> **GOAL OF THE EXERCISE**: Identify the lines that contain the word "styles", then copy them.

-*-*-

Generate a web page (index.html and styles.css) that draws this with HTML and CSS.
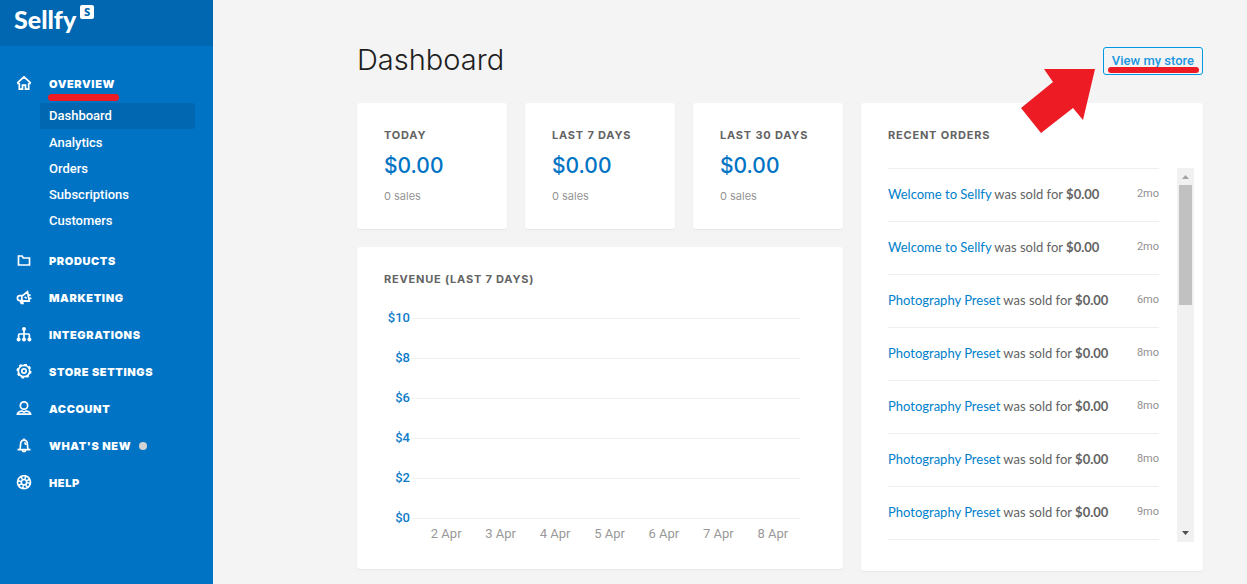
FILE: index.html
```html
<!DOCTYPE html>
<html lang="en">
<head>
<meta charset="utf-8">
<meta name="viewport" content="width=device-width, initial-scale=1">
<title>Dashboard</title>
<link rel="stylesheet" href="styles.css">
</head>
<body>
<div class="app">
  <aside class="sidebar">
    <a class="logo" href="#"><span class="logo-name">Sellfy</span><span class="logo-badge">S</span></a>
    <nav class="nav">
      <a class="nav-item" href="#">
        <svg class="icon" viewBox="0 0 16 16"><path d="M1.200 7.200 8 .8l6.800 6.400M1.200 7.500H3M13 7.500h1.800M3.300 7v6.200h3.200V9.200h3v4h3.200V7"/></svg>
        <span class="marked">OVERVIEW</span>
      </a>
      <div class="subnav">
        <a class="subnav-item current" href="#">Dashboard</a>
        <a class="subnav-item" href="#">Analytics</a>
        <a class="subnav-item" href="#">Orders</a>
        <a class="subnav-item" href="#">Subscriptions</a>
        <a class="subnav-item" href="#">Customers</a>
      </div>
      <a class="nav-item" href="#">
        <svg class="icon" viewBox="0 0 16 16"><path d="M2.500 3h3.600l1.200 2h6.200v7h-11z"/></svg>
        <span>PRODUCTS</span>
      </a>
      <a class="nav-item" href="#">
        <svg class="icon" viewBox="0 0 16 16"><path d="M11.500 1.800 6.500 5.600H3.600A2.500 2.500 0 0 0 1.400 8c0 1.600 1.100 2.500 2.400 2.500l9.400.5zM5.800 6v4.400M4 10.600l1.400 2.800h1.500l-.6-2.600M12.600 5.600l2-.8M13.400 8.400h2"/><path d="m8.600 7 2 1.200"/></svg>
        <span>MARKETING</span>
      </a>
      <a class="nav-item" href="#">
        <svg class="icon" viewBox="0 0 16 16"><path d="M8 2v10M2.600 12V8q0-1 1-1h8.800q1 0 1 1v4"/><circle class="solid" cx="8" cy="2" r="2"/><circle class="solid" cx="2.600" cy="12.600" r="2"/><circle class="solid" cx="8" cy="12.600" r="2"/><circle class="solid" cx="13.400" cy="12.600" r="2"/></svg>
        <span>INTEGRATIONS</span>
      </a>
      <a class="nav-item" href="#">
        <svg class="icon" viewBox="0 0 16 16"><circle cx="8" cy="7" r="5.700"/><circle cx="8" cy="7" r="2.200"/><circle class="teeth" cx="8" cy="7" r="6.800"/></svg>
        <span>STORE SETTINGS</span>
      </a>
      <a class="nav-item" href="#">
        <svg class="icon" viewBox="0 0 16 16"><circle cx="8" cy="4.500" r="3.700"/><path d="M1.400 13.100c.2-2 2-2.700 4.200-3.100L8 11l2.400-1c2.200.4 4 1.100 4.200 3.100z"/></svg>
        <span>ACCOUNT</span>
      </a>
      <a class="nav-item" href="#">
        <svg class="icon" viewBox="0 0 16 16"><path d="M1.500 11.700h13M3.500 11.500q1-1 1-4.300c0-3 1.100-5 3.500-5s3.500 2 3.500 5q0 3.300 1 4.300M8 .4v2M6.400 12.200c0 1.800 3.200 1.800 3.200 0M8.400 4.600q1.200.3 1.200 2.500"/></svg>
        <span>WHAT'S NEW</span><i class="dot"></i>
      </a>
      <a class="nav-item" href="#">
        <svg class="icon" viewBox="0 0 16 16"><circle cx="8" cy="7.200" r="6.500"/><circle cx="8" cy="7.200" r="2.700"/><circle class="ring" cx="8" cy="7.200" r="4.600"/></svg>
        <span>HELP</span>
      </a>
    </nav>
  </aside>

  <main class="main">
    <header class="page-head">
      <h1 class="title">Dashboard</h1>
      <div class="store">
        <button class="store-button" type="button">View my store</button>
        <svg class="arrow" viewBox="0 0 74 64"><path d="M74 0H23l9 13L0 39l20 25 32-25 10 12z"/></svg>
      </div>
    </header>
    <div class="board">
      <div class="column">
        <div class="stats">
          <section class="card stat"><h2 class="label">TODAY</h2><p class="amount">$0.00</p><p class="sales">0 sales</p></section>
          <section class="card stat"><h2 class="label">LAST 7 DAYS</h2><p class="amount">$0.00</p><p class="sales">0 sales</p></section>
          <section class="card stat"><h2 class="label">LAST 30 DAYS</h2><p class="amount">$0.00</p><p class="sales">0 sales</p></section>
        </div>
        <section class="card revenue">
          <h2 class="label">REVENUE (LAST 7 DAYS)</h2>
          <div class="chart">
            <div class="tick">$10</div>
            <div class="tick">$8</div>
            <div class="tick">$6</div>
            <div class="tick">$4</div>
            <div class="tick">$2</div>
            <div class="tick">$0</div>
          </div>
          <div class="dates"><span>2 Apr</span><span>3 Apr</span><span>4 Apr</span><span>5 Apr</span><span>6 Apr</span><span>7 Apr</span><span>8 Apr</span></div>
        </section>
      </div>
      <section class="card recent">
        <h2 class="label">RECENT ORDERS</h2>
        <div class="scroller">
          <ul class="orders">
            <li class="order"><span><a href="#">Welcome to Sellfy</a> was sold for <b>$0.00</b></span><time>2mo</time></li>
            <li class="order"><span><a href="#">Welcome to Sellfy</a> was sold for <b>$0.00</b></span><time>2mo</time></li>
            <li class="order"><span><a href="#">Photography Preset</a> was sold for <b>$0.00</b></span><time>6mo</time></li>
            <li class="order"><span><a href="#">Photography Preset</a> was sold for <b>$0.00</b></span><time>8mo</time></li>
            <li class="order"><span><a href="#">Photography Preset</a> was sold for <b>$0.00</b></span><time>8mo</time></li>
            <li class="order"><span><a href="#">Photography Preset</a> was sold for <b>$0.00</b></span><time>8mo</time></li>
            <li class="order"><span><a href="#">Photography Preset</a> was sold for <b>$0.00</b></span><time>9mo</time></li>
          </ul>
          <div class="scrollbar">
            <svg class="scroll-arrow up" viewBox="0 0 17 17"><path d="M5 11h7L8.500 7z"/></svg>
            <div class="thumb"></div>
            <svg class="scroll-arrow down" viewBox="0 0 17 17"><path d="M5 6h7l-3.500 4z"/></svg>
          </div>
        </div>
      </section>
    </div>
  </main>
</div>
</body>
</html>
```
FILE: styles.css
```css
* { box-sizing: border-box; }
body {
  margin: 0;
  background: #f4f4f4;
  color: #636363;
  font: 13px/20px Lato, "Liberation Sans", sans-serif;
}
h1, h2, p, ul { margin: 0; padding: 0; }
a { color: #0080cb; text-decoration: none; }
.app { display: flex; min-height: 100vh; }

.sidebar { flex: 0 0 213px; background: #0073c4; color: #fff; }
.logo {
  display: flex;
  align-items: flex-start;
  gap: 4px;
  height: 46px;
  padding: 5px 14px;
  background: #0067b0;
  color: #fff;
}
.logo-name { font: 900 25px/28px Lato, sans-serif; }
.logo-badge {
  width: 14px;
  height: 14px;
  border-radius: 2px;
  background: #fff;
  color: #0067b0;
  font: 800 11px/14px "Noto Sans", sans-serif;
  text-align: center;
}
.nav { padding-top: 19px; }
.nav-item {
  display: flex;
  align-items: center;
  height: 37px;
  padding-left: 16px;
  color: #fff;
  font: 900 11px/16px Inter, sans-serif;
  letter-spacing: 0.6px;
}
.icon {
  width: 16px;
  height: 16px;
  margin-right: 17px;
  fill: none;
  stroke: #fff;
  stroke-width: 1.7;
}
.icon .solid { fill: #fff; stroke: none; }
.icon .teeth { stroke-width: 1.5; stroke-dasharray: 2.700 2.641; }
.icon .ring { stroke-width: 3; stroke-dasharray: 1.500 2.113; }
.dot { width: 8px; height: 8px; margin-left: 8px; border-radius: 50%; background: #d3d3d3; }
.marked { position: relative; }
.marked::after {
  content: "";
  position: absolute;
  left: -1px;
  right: -4px;
  top: 18px;
  height: 7px;
  border-radius: 4px;
  background: #ed1c24;
}
.subnav { padding: 1px 18px 8px 40px; }
.subnav-item {
  display: block;
  height: 26px;
  padding-left: 9px;
  border-radius: 3px;
  color: #fff;
  font: 500 13px/26px Roboto, sans-serif;
}
.subnav-item.current { margin-bottom: 1px; background: #0067b0; }

.main { flex: 1; min-width: 0; padding: 40px 44px 13px 144px; }
.page-head { display: flex; justify-content: space-between; align-items: flex-start; height: 63px; }
.title { color: #1e1e1e; font: 300 29px/40px Inter, sans-serif; }
.store { position: relative; padding-top: 7px; }
.store-button {
  position: relative;
  height: 28px;
  padding: 0 8px;
  border: 1px solid #0099e5;
  border-radius: 3px;
  background: transparent;
  color: #1b98e0;
  font: 500 13px/26px Roboto, sans-serif;
}
.store-button::after {
  content: "";
  position: absolute;
  left: 4px;
  right: 3px;
  bottom: 1px;
  height: 6px;
  border-radius: 3px;
  background: #ed1c24;
}
.arrow { position: absolute; top: 29px; right: 108px; width: 74px; height: 64px; fill: #ed1c24; }

.board { display: grid; grid-template-columns: 486fr 342fr; gap: 18px; }
.column { display: flex; flex-direction: column; gap: 18px; padding-bottom: 2px; }
.card { border-radius: 3px; background: #fff; box-shadow: 0 1px 2px rgba(0, 0, 0, 0.06); }
.stats { display: grid; grid-template-columns: repeat(3, 1fr); gap: 18px; }
.stat { height: 126px; padding: 22px 0 0 27px; }
.label { font: 700 11px/20px Inter, sans-serif; letter-spacing: 0.8px; white-space: nowrap; }
.amount { color: #0073c4; font: 500 21px/28px Inter, sans-serif; padding-top: 7px; }
.sales { color: #959595; font: 400 11px/20px Inter, sans-serif; padding-top: 6px; }

.revenue { flex: 1; padding: 22px 43px 24px 27px; }
.chart { padding-top: 9px; }
.tick {
  display: grid;
  grid-template-columns: 26px 1fr;
  align-items: center;
  height: 40px;
  color: #0f7cca;
  font: 500 13px/20px Roboto, sans-serif;
  text-align: right;
}
.tick::after { content: ""; height: 1px; margin-left: 1px; background: #f2f2f2; }
.dates { display: grid; grid-template-columns: repeat(7, 1fr); margin-top: -14px; padding-left: 35px; color: #999; font-family: Roboto, sans-serif; text-align: center; }

.recent { padding: 22px 9px 29px 27px; }
.scroller { display: flex; align-items: flex-start; gap: 18px; margin-top: 23px; }
.orders { flex: 1; list-style: none; border-top: 1px solid #efefef; }
.order { display: flex; justify-content: space-between; height: 53px; padding-top: 15px; border-bottom: 1px solid #efefef; }
.order time { color: #909090; font: 11px/20px Roboto, sans-serif; }
.scrollbar { display: flex; flex-direction: column; width: 17px; height: 374px; background: #f1f1f1; }
.scroll-arrow { width: 17px; height: 17px; fill: #a3a3a3; }
.down { margin-top: auto; fill: #505050; }
.thumb { height: 120px; margin: 0 2px; background: #c1c1c1; }
```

-*-*-

> **OUTPUT OF THE EXERCISE**:
Generate a web page (index.html and styles.css) that draws this with HTML and CSS.
<link rel="stylesheet" href="styles.css">
FILE: styles.css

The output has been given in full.